In Chile, state-owned Codelco alone has 19 contracts up for renegotiation across its divisions, according to Barclays.
But looming largest of all is Escondida, where the deadline is the end of June.
Escondida experienced a 44-day strike in the first quarter of this year, cutting production by 214,000 tonnes, according to operator BHP Billiton.
This is the world’s largest single mine and the walk-out depressed Chile’s overall copper production profile.
National output fell by 14 percent in the first quarter and although the impact has since faded, Chilean production is still playing catch-up with cumulative output through October two percent off last year’s pace.
The strike also affected broader market sentiment, refocusing attention on copper’s notoriously disruption-prone supply chain and laying the foundations for London three-month metal’s subsequent third-quarter ascent to the $7,000-per tonne level
Critically, however, the walk-out ended with absolutely zero resolution of the underlying differences between management and unions.
Unions invoked a rarely used provision of Chilean labour law, Article 369, to extend the old contract with its existing terms.
They did so because BHP Billiton wouldn’t budge on any of the core points of dispute and because a new law, effective last April, tilts the playing field in the unions’ favour by forcing companies to offer the minimum benefits of the previous contract in any new contract.
From the unions’ perspective, the call to end the strike was no more than a strategic retreat ahead of renewed battle this year.
Indeed, skirmishing has already started, judging by the one-day walk-out to protest against 120 job cuts, which union leaders view as a “reprisal” for this year’s stoppage.
The political climate in Chile has just changed again with the election of conservative Sebastian Pinera as the country’s president.
But facing a divided Chilean Congress and a leftist coalition that has already pledged to defend the legacy of outgoing President Michelle Bachelet, the chances of Pinera revoking the new labour laws before Escondida’s mid-year contract deadline look thin.
There may be one or two obvious flash-points on the labour contract horizon such as Escondida, but no-one is suggesting there will be 30 plus strikes next year.
However, the sheer number of contract renewals will at the very least generate a continuous stream of bullish media headlines and analysts are already adjusting their “disruption allowances” in calculating next year’s copper market balance.
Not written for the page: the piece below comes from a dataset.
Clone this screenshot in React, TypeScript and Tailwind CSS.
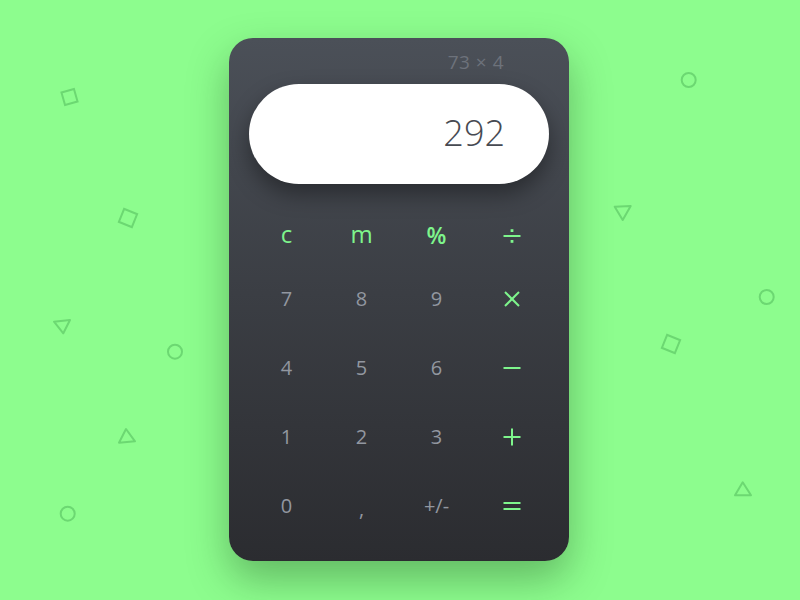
import React from "react";

const GREEN = "#7ef58c";

function OpIcon({ kind }: { kind: string }) {
  const common = { stroke: GREEN, strokeWidth: 2, fill: "none", strokeLinecap: "butt" as const };
  return (
    <svg width="18" height="18" viewBox="0 0 18 18">
      {kind === "div" && (
        <g>
          <line x1="0.5" y1="9" x2="17.5" y2="9" {...common} />
          <rect x="7.6" y="2.2" width="2.8" height="2.8" fill={GREEN} />
          <rect x="7.6" y="13" width="2.8" height="2.8" fill={GREEN} />
        </g>
      )}
      {kind === "mul" && (
        <g>
          <line x1="2" y1="2" x2="16" y2="16" {...common} />
          <line x1="16" y1="2" x2="2" y2="16" {...common} />
        </g>
      )}
      {kind === "sub" && <line x1="0.5" y1="9" x2="17.5" y2="9" {...common} />}
      {kind === "add" && (
        <g>
          <line x1="0.5" y1="9" x2="17.5" y2="9" {...common} />
          <line x1="9" y1="0.5" x2="9" y2="17.5" {...common} />
        </g>
      )}
      {kind === "eq" && (
        <g>
          <line x1="0.5" y1="6" x2="17.5" y2="6" {...common} />
          <line x1="0.5" y1="12" x2="17.5" y2="12" {...common} />
        </g>
      )}
    </svg>
  );
}

function Background() {
  const s = { stroke: "#6cd872", strokeWidth: 2, fill: "none" };
  return (
    <svg className="absolute inset-0" width="800" height="600" viewBox="0 0 800 600">
      <rect x="-6.5" y="-6.5" width="13" height="13" transform="translate(69.5 97) rotate(-16)" {...s} />
      <rect x="-7" y="-7" width="14" height="14" transform="translate(128 218) rotate(22)" {...s} />
      <rect x="-7" y="-7" width="14" height="14" transform="translate(671 344) rotate(22)" {...s} />
      <polygon points="54,321.7 70,320 63.3,333.3" {...s} strokeLinejoin="round" />
      <polygon points="126,429 119,442.7 135,441.3" {...s} strokeLinejoin="round" />
      <polygon points="614.7,206.7 630.7,206 622.7,220" {...s} strokeLinejoin="round" />
      <polygon points="742.7,482.3 735,495.3 751,495.3" {...s} strokeLinejoin="round" />
      <circle cx="175" cy="351.7" r="7" {...s} />
      <circle cx="67.7" cy="513.7" r="7" {...s} />
      <circle cx="688.7" cy="80" r="7" {...s} />
      <circle cx="766.7" cy="297" r="7" {...s} />
    </svg>
  );
}

const digitRows: (string | { op: string })[][] = [
  ["7", "8", "9", { op: "mul" }],
  ["4", "5", "6", { op: "sub" }],
  ["1", "2", "3", { op: "add" }],
  ["0", ",", "+/-", { op: "eq" }],
];

export default function App() {
  return (
    <div
      className="relative w-[800px] h-[600px] bg-[#8dfd8e] overflow-hidden flex items-center justify-center"
      style={{ fontFamily: '"Open Sans", "Noto Sans", sans-serif' }}
    >
      <Background />
      <div className="relative -ml-[2px] -mt-[1px] w-[340px] h-[523px] rounded-[24px] bg-gradient-to-b from-[#4b5058] to-[#2b2c30] shadow-[0_18px_40px_rgba(20,60,20,0.35)] px-[20px] pt-[11px] flex flex-col">
        <div className="h-[26px] leading-[26px] text-right pr-[45px] text-[19px] tracking-[0.5px] text-[#6d727b]">
          73 × 4
        </div>
        <div className="mt-[9px] h-[100px] rounded-full bg-white shadow-[0_10px_22px_rgba(0,0,0,0.38)] flex items-center justify-end pr-[44px]">
          <span className="-mt-[3px] text-[36px] font-light text-[#474a52] leading-none">292</span>
        </div>
        <div className="mt-[24px] grid grid-cols-4">
          <div className="h-[56px] flex items-center justify-center text-[24px] leading-none" style={{ color: GREEN }}>
            <span className="-mt-[4px]">c</span>
          </div>
          <div className="h-[56px] flex items-center justify-center text-[24px] leading-none" style={{ color: GREEN }}>
            <span className="-mt-[4px]">m</span>
          </div>
          <div className="h-[56px] flex items-center justify-center text-[23px] leading-none font-semibold" style={{ color: GREEN }}>
            <span className="-mt-[2px]">%</span>
          </div>
          <div className="h-[56px] flex items-center justify-center">
            <OpIcon kind="div" />
          </div>
          {digitRows.map((row, ri) =>
            row.map((cell, ci) =>
              typeof cell === "string" ? (
                <div
                  key={`${ri}-${ci}`}
                  className="h-[69px] flex items-center justify-center text-[20px] leading-none text-[#9297a0]"
                >
                  <span className={cell === "," ? "mt-[6px]" : ""}>{cell}</span>
                </div>
              ) : (
                <div key={`${ri}-${ci}`} className="h-[69px] flex items-center justify-center">
                  <OpIcon kind={cell.op} />
                </div>
              )
            )
          )}
        </div>
      </div>
    </div>
  );
}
Which begs the question as to what sort of cushion exists against the possibility of production hits from strikes over the course of 2018.
A key offset to this year’s lost output at Escondida was the simultaneous surge in scrap copper supply as higher prices incentivised the release of material accumulated during the price trough of 2015-2016.
That scrap surge is still in effect, albeit with fading momentum.
All other things being equal, there should be less scrap to cushion potential mine disruption next year.
The copper scrap sector, however, is itself in flux right now, with China threatening to tighten controls on imports of lower-grade material at the end of 2018.
The consensus is that scrap flows will over time adjust to the new rules, with affected material diverted to other Asian countries for preliminary treatment.
But in the shorter term, what Barclays terms “the temporary dislocations in the scrap supply chain” could generate both bear and bull outcomes, depending on how the Chinese ban plays out.
Copper supply, in other words, is next year facing two big “known unknowns” in the form of the potential disruption to both primary mine and secondary parts of the chain.
It is the former that will grab most of the headlines, a process that has already started.
Escondida, where union and management will lock horns for the second year running, looks the most at risk of strike action but there are at least 30 other potential candidates.
It would be a brave bear to bet on all of them rolling over smoothly.
(The opinions expressed here are those of the author, a columnist for Reuters.)